Pat’s dementia began to impact his independence in his mid-90s. Always a charmer, the staff at Friendship House loved him. We often sat in the patio and looked at His Tree, a giant oak that awed him, and pinwheels spinning in the breeze. One day, contrary to his always upbeat nature, he turned sad. I asked, “What’s wrong, Pat?” He said, “Something’s really bothering me.” I asked, “What?” He sat silent with a perplexed look on his face. Then a sheepish expression turned into a broad smile. “I can’t remember!” Even without a memory, he had a quick wit and up beat spirit.

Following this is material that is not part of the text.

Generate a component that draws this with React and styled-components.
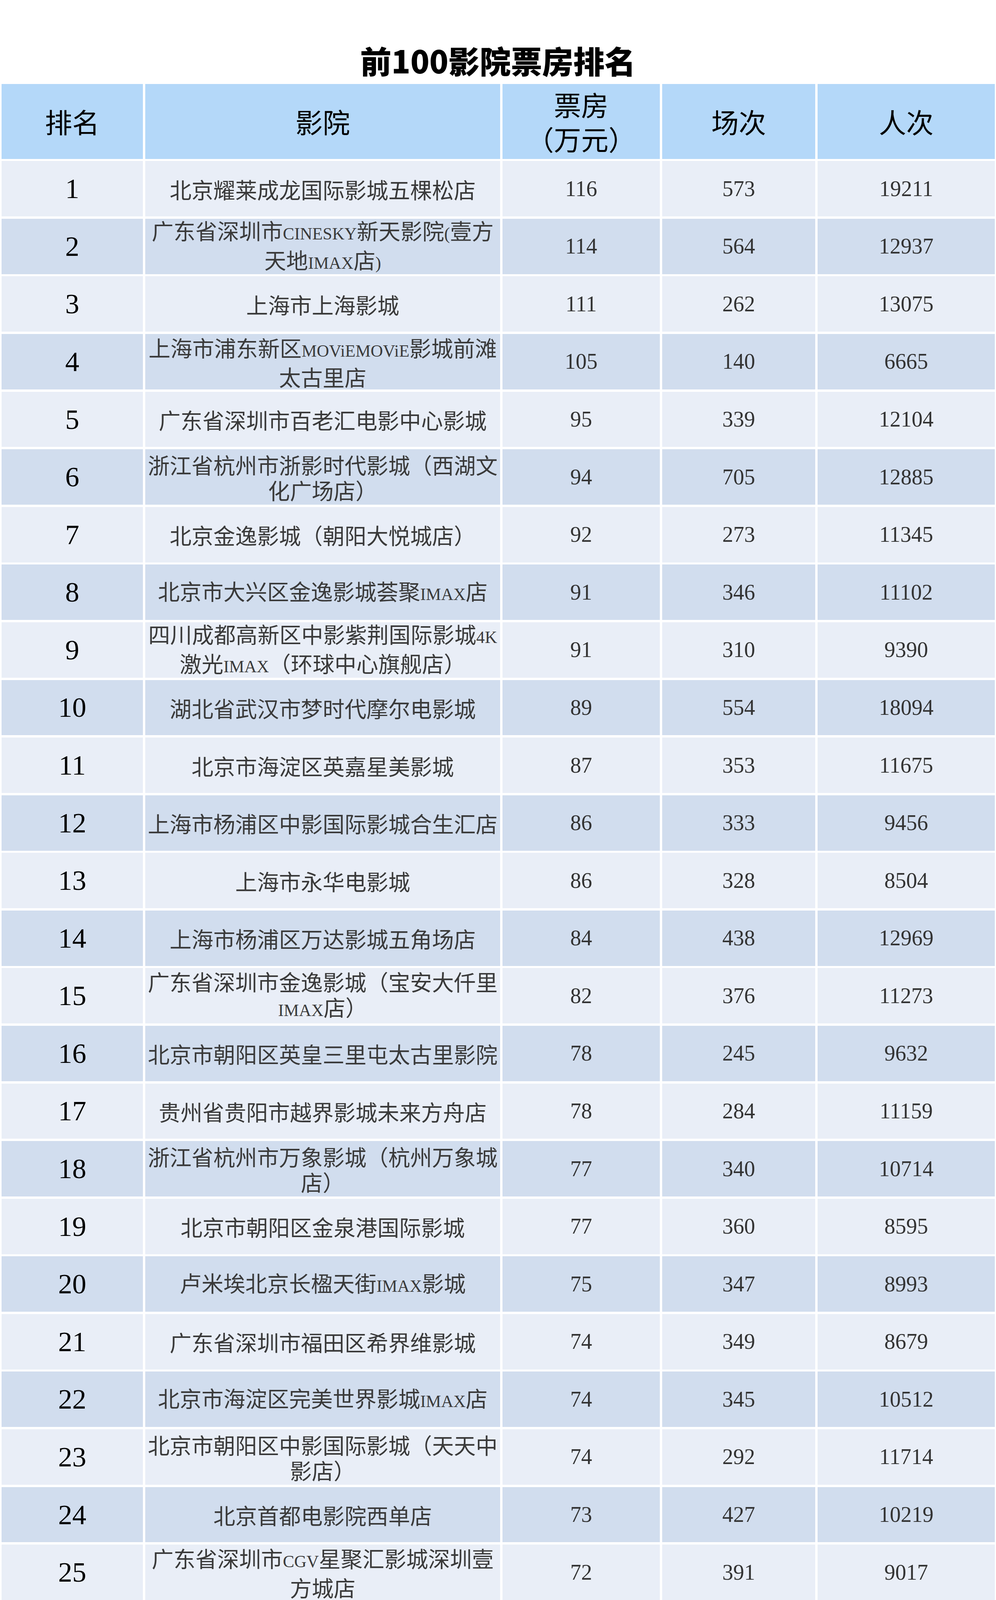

Pat is pre-deceased by his daughter Claudia Kimberly Forsman (Kim), granddaughter Anna Christine Brady, step daughter Christine Ann Brady and brother Bill Farwell. He is survived by Kim’s family; husband David Forsman, grandson Jesse Andersen, granddaughter Missy Andersen, great grandsons Marshall and Carter, granddaughters Kathryn Holmes (husband Bill) and Sara Iba (husband Trevor). Anne Forster, Pat’s love, gave him a whole added family with Michelanne Forster (husband Nigel Dunlop), her sons Mike Forster (wife Leuaina) and Mathias Corwin, Anne’s sons John Forster and Paul Forster, daughter Susie Forster (husband Charles Saunders) and her children Paisley and Kayla. Stepdaughters are Kathleen Roi James and Jean Hehn. He was my dad. I’m Mike Brady. My wife is Kathy. Our son Micah has two of Pat’s great grandchildren Laker and Fallin.
A gathering celebrating Pat will be held on Saturday, January 7 at 2:00 P.M. at the Netzer Center at Friendship House, 880 Friendship Lane, Solvang, Ca 93463
In lieu of gifts or flowers please make a donation to the Friendship House.